Soundtrack: Kate Nash - Birds

Mas vou arriscar nessa, comecei a te aceitar com humildade, assim como comecei a aceitar tua falta. Só que deixei dessa de "preto e branco" combinando com melancolia, me pintei aqui dentro de amarelo. Agora, passei a deixar as coisas passarem e quando dá vontade eu enfio na frente, na esperança de alguém pular para me salvar, pular junto, o que seja. Ou até na idéia de eu me deixar ser atropelada mesmo. Dia desses estava eu andando na calçada e um caminhão de coragem vinha chegando. E olha, eu tava muito a fim de ser atropelada! Na verdade, eu tinha cansado dessa de viver tentando te achar por aí, tinha cansado de você não viver dentro daqueles prazos de validade. Na verdade, não queria te perder fácil feito requeijão, mas queria você meio gelatina.
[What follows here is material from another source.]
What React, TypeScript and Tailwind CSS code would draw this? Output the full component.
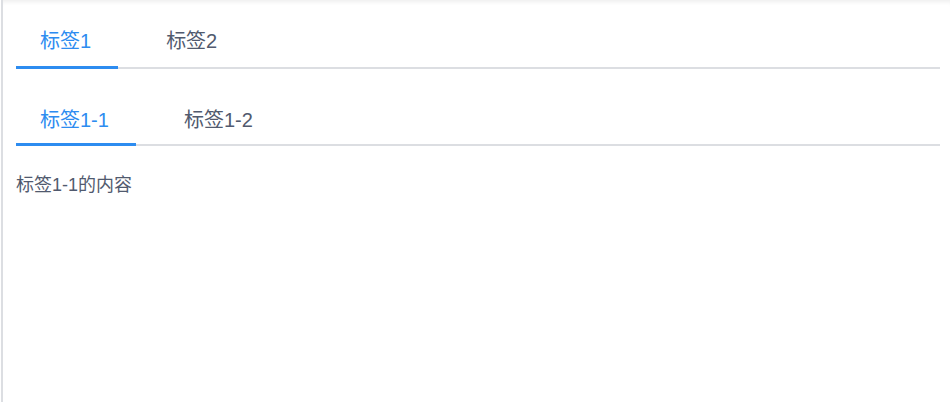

Sabe? Que mesmo quando a caixa tá ficando empoeirada, quando você tira o saquinho lá de dentro e taca na água quente, fica gostoso do mesmo jeito, até pra beber na hora. E nessa brincadeira, eu seria a água, ali a toda hora, esperando para ser fervida. Durante alguns segundos, enquanto a coragem se aproximava o desejo tomou conta de mim por inteira e eu pulei. Eu apertava os olhos, ainda com medo do choque, quando olhei para o lado e te vi na calçada de lá. Me olhando, mas não me entendendo. Vi numa fração de segundos que os seus olhos não me pediam para te esperar, não me diziam: eu vou pular também, eu vou com você... O caminhão de coragem bateu, passou por cima e quase não me fez olhar para o outro lado para ver que outra pessoa tinha pulado comigo. Talvez seja importante mesmo a tal história de não olhar só para um lado. É bem verdade que te quero bem, que te deixo na parede da memória, que você se tornou um grande amigo. Só que agora faço questão de olhar por quem me olha, por quem me quer pintada de uma cor a cada dia. E do fundo do coração, sabe o que eu te desejo? Muitas ruas, com muitos caminhões... Mesmo que você esteja na calçada de lá.